I just wanted to offer my immediate, quick, bullet-point take on the flurry of GIGANTIC market-related news today, which i briefly referenced last night.

  • Lehman Brothers’ brankruptcy obviously sucks for the company’s employees and shareholders, but this HAD TO HAPPEN. Over the past year, starting with Bear Stearns, the U.S. government has spent hundreds of billions of dollars, and will likely spend hundreds of billions more, bailing out numerous large financial institutions. The process had to stop as there will likely continue to be a stream of companies, in the financial sector (hello AIG) and then elsewhere (hello GM), that ask for bailouts or other financial assistance from a federal government which just doesn’t have the balance sheet to support any more albatrosses. The obligations it has already taken on will bring the U.S. economy to the brink of disaster, and the government had to make a stand that most companies from here on out would be on their own.
  • Merrill Lynch CEO John Thain is no dummy. He saw the government playing tough in the Lehman negotiations, and decided now was the time to pursue an exit strategy – while he still had the time. Without a doubt, Merrill would have been in the bears’ crosshairs next. The deal he signed with Bank of America was an extremely savvy one.
  • Can’t say the same for Bank of America and its CEO Ken Lewis. He is already dealing with the repercussions of unwisely taking on Countrywide Financial, a large home lending organization that was among the worst of the worst in terms of bad apples. Now, he’s paying a healthy premium for Merrill when there is little doubt the stock would have fallen much, much lower in the coming weeks. Fifty billion dollars is nothing to sneeze at. Perhaps the only explanation for the timing of the transaction was that the U.S. government placed some pressure on Lewis and Thain to make a deal – though that was denied in a press conference.  Or perhaps Lewis is just a patriot who feels a company named Bank of America should do its part to bolster the confidence of the economy (and knows deep-down his own institution will be threatened if things don’t turn around soon).
  • All this news is obviously causing turmoil on Wall Street. The markets are down big as I write this, yet I think there is a possibility that a short-term rally occurs in the near future. I’m encouraged that the financial stock index as well as the other major market indices are still holding above their all-time lows. The market is already hugely bearish, which is a good contrarian indicator (when everyone’s already bearish, that can mean that there aren’t many people left who want to sell)
  • This is not the end of the story. There will be more fallout. The long orgy of easy credit days are over, the U.S. consumer is on life support and will remain there for years, and the world economy will continue to feel the pain of our exuberance for some time.  I still worry about a significant, deep, prolonged recession or even mild depression. I worry that the global markets are now so complex, so intertwined, that even one failure like Lehman could cause a systemic collapse. I worry that a geopolitical event pushes us over the edge. I worry that the aging demographics of the U.S. and the country’s enormous and growing budget deficit will make it tough for us to pull out of our current malaise. But I now also have at least a glimmer of hope that I haven’t had for a long time. The government and the Fed can’t bailout, or rate cut its way out of this mess. We have to feel some pain, maybe a lot of it.  But it’s true that things look darkest before the dawn.  We’re not there yet, I don’t think, but we’re certainly closer.

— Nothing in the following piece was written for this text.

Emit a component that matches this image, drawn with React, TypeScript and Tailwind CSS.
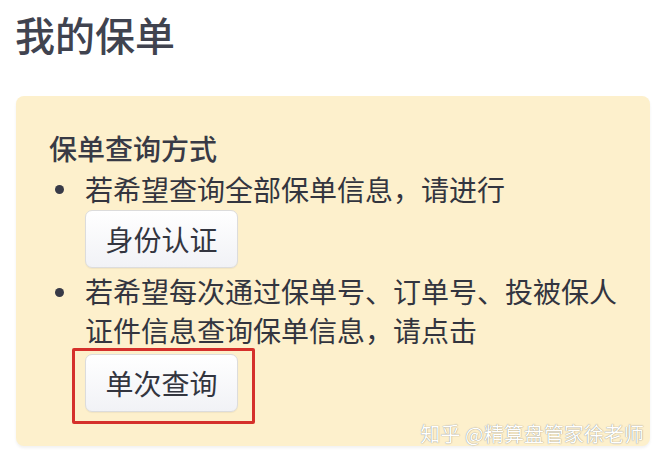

Teach your children well …

Many people want to know how this country got into its current economic mess. The news this weekend that some of Wall Street’s biggest, most prestigious financial institutions (Merrill Lynch, Lehman Brothers, AIG) are failing and need to be rescued will raise many more questions.

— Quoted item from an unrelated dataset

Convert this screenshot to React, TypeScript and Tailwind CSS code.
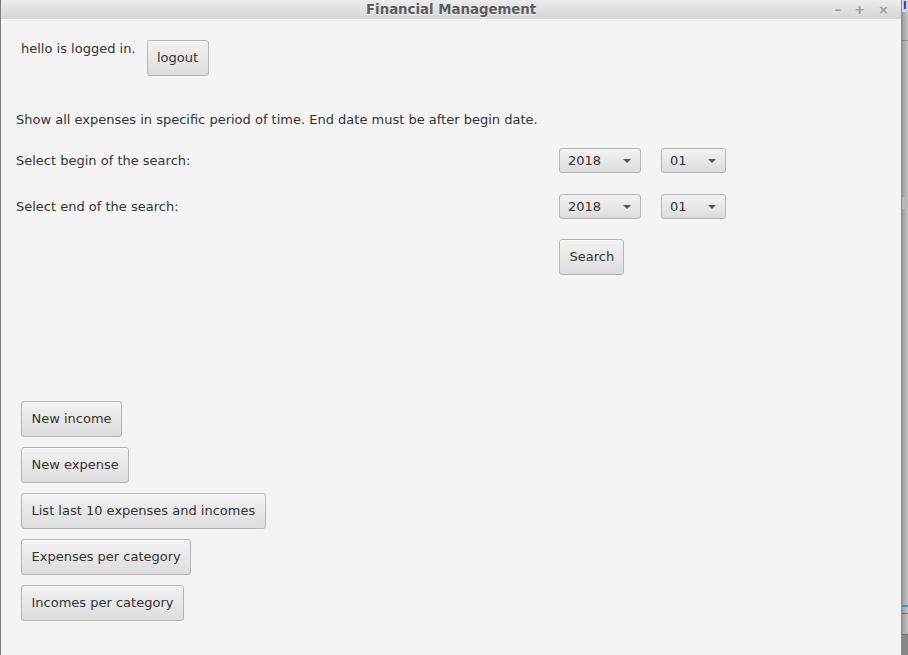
import React from "react";

const font = "font-['DejaVu_Sans','Liberation_Sans',sans-serif]";

function FxButton({ children, className = "" }: { children: React.ReactNode; className?: string }) {
  return (
    <button
      className={`h-[36px] rounded-[3px] border border-[#b5b5b5] bg-gradient-to-b from-[#f3f3f3] to-[#dddddd] px-[9.5px] text-[13px] text-[#333333] shadow-[inset_0_1px_0_#fafafa] ${className}`}
    >
      {children}
    </button>
  );
}

function Combo({ value, width }: { value: string; width: string }) {
  return (
    <div
      className={`flex h-[25px] items-center justify-between rounded-[3px] border border-[#b5b5b5] bg-gradient-to-b from-[#f3f3f3] to-[#dddddd] pl-[8px] pr-[9px] text-[13px] text-[#333333] ${width}`}
    >
      <span>{value}</span>
      <span className="h-0 w-0 border-x-[4px] border-t-[4px] border-x-transparent border-t-[#555555]" />
    </div>
  );
}

export default function App() {
  return (
    <div className={`flex h-[655px] w-[908px] overflow-hidden bg-[#f4f4f4] ${font}`}>
      <div className="flex w-[901px] flex-col border-l border-[#7c7c7c]">
        {/* title bar */}
        <div className="flex h-[19px] items-center bg-gradient-to-b from-[#ececec] to-[#d6d6d6] pl-[365px] pr-[12px]">
          <span className="flex-1 text-[14.8px] font-bold leading-none text-[#5b5b5b] font-['DejaVu_Sans_Condensed','DejaVu_Sans',sans-serif] [text-shadow:0_1px_0_#ffffff]">
            Financial Management
          </span>
          <div className="flex items-center gap-[13px] text-[13px] font-bold leading-none text-[#9a9a9a]">
            <span>–</span>
            <span>+</span>
            <span>×</span>
          </div>
        </div>

        {/* body */}
        <div className="flex flex-1 flex-col bg-[#f4f4f4] text-[13px] text-[#333333]">
          <div className="flex items-start pl-[20px] pt-[21px]">
            <span className="mt-[1px] leading-[16px]">hello is logged in.</span>
            <FxButton className="ml-[11px] w-[62px]">logout</FxButton>
          </div>

          <p className="ml-[15px] mt-[36px] leading-[16px]">
            Show all expenses in specific period of time. End date must be after begin date.
          </p>

          <div className="ml-[15px] mt-[20px] grid grid-cols-[543px_82px_20px_65px] items-center">
            <span>Select begin of the search:</span>
            <Combo value="2018" width="w-[82px]" />
            <span />
            <Combo value="01" width="w-[65px]" />
          </div>

          <div className="ml-[15px] mt-[21px] grid grid-cols-[543px_82px_20px_65px] items-center">
            <span>Select end of the search:</span>
            <Combo value="2018" width="w-[82px]" />
            <span />
            <Combo value="01" width="w-[65px]" />
          </div>

          <div className="ml-[558px] mt-[20px]">
            <FxButton className="w-[65px]">Search</FxButton>
          </div>

          <div className="ml-[20px] mt-[126px] flex flex-col items-start gap-[10px]">
            <FxButton>New income</FxButton>
            <FxButton>New expense</FxButton>
            <FxButton>List last 10 expenses and incomes</FxButton>
            <FxButton>Expenses per category</FxButton>
            <FxButton>Incomes per category</FxButton>
          </div>
        </div>
      </div>

      {/* edge of the window behind */}
      <div className="flex flex-1 flex-col border-l border-[#8a8a8a] bg-gradient-to-r from-[#9c9c9c] to-[#c4c4c4]">
        <div className="h-[12px] bg-[#d8d8d8] pl-[1px] text-[10px] font-bold leading-[12px] text-[#2233cc]">I</div>
        <div className="mt-[28px] h-[1px] bg-[#8c8c8c]" />
        <div className="mt-[156px] h-[12px] bg-[#b4b8c0]" />
        <div className="flex-1" />
        <div className="h-[2px] bg-[#3399dd]" />
        <div className="mt-[6px] h-[1px] bg-[#707070]" />
        <div className="mt-[20px] h-[1px] bg-[#707070]" />
        <div className="h-[20px] bg-[#888888]" />
      </div>
    </div>
  );
}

Of course, the full story is quite complicated, but one of the main drivers behind the current problems is the housing crisis, and the fact that these institutions allowed many homeowners to take on way more debt than they could handle.

Many observers have pointed out that a lot of the blame lies with the consumers who took on that debt. While I definitely believe in personal responsibility, I also believe the vast majority of those people did not receive adequate or entirely truthful explanations about what they were signing and had little idea of what they were getting into.

And that, at least in part, is a failing of our educational system.

I mean, why don’t high schools teach personal finance? It should be a mandatory requirement for a degree. If I were a school administrator or involved in curriculum development, that would be one of the first changes I’d make.

Young people are taught how to bake cakes and sew pillows in home economics, how to build clocks in shop class, how to carry a tune in music class, how to do a layup in gym class, but for some reason they are rarely if ever taught the finer details of balancing budgets, investing in stocks and bonds, saving for retirement, managing debt, etc.

As a journalist covering the markets and now as an investment professional, I can’t begin to tell you how few people know Thing One about managing their money. These are the people who invested most or all of their savings in dot-com stocks, or bought real estate they couldn’t really afford, or signed up for and then maxxed out their limit on multiple credit cards.

Even many of the folks who aren’t facing imminent crises have very little idea of where they stand financially or how to prepare for their future.

It’s not their fault. This is not intuitive stuff. It has to be taught, and the earlier the better.

Maybe there’s hope. This week, I spent a couple of hours on the phone trying to explain a few things about the stock market to the 10-year-old son of a high school friend of mine. He was competing in an investing contest for an after-school honors program.

Those kind of contests can obviously teach some bad investing habits, but at least they get kids thinking about the subject matter while making it somewhat exciting. That’s not an easy thing to do, but it’s important to try.

In the meantime, we bend over backwards to bail out the financial institutions that failed us, while allowing the consumers who were never taught any better to suffer the full consequences of their ignorance.

That kind of cold-hearted, bottom-line thinking is – for better or worse – the nature of capitalism, and it’s perhaps one other fact of life we also ought to teach our children about. Maybe that would get them to pay attention.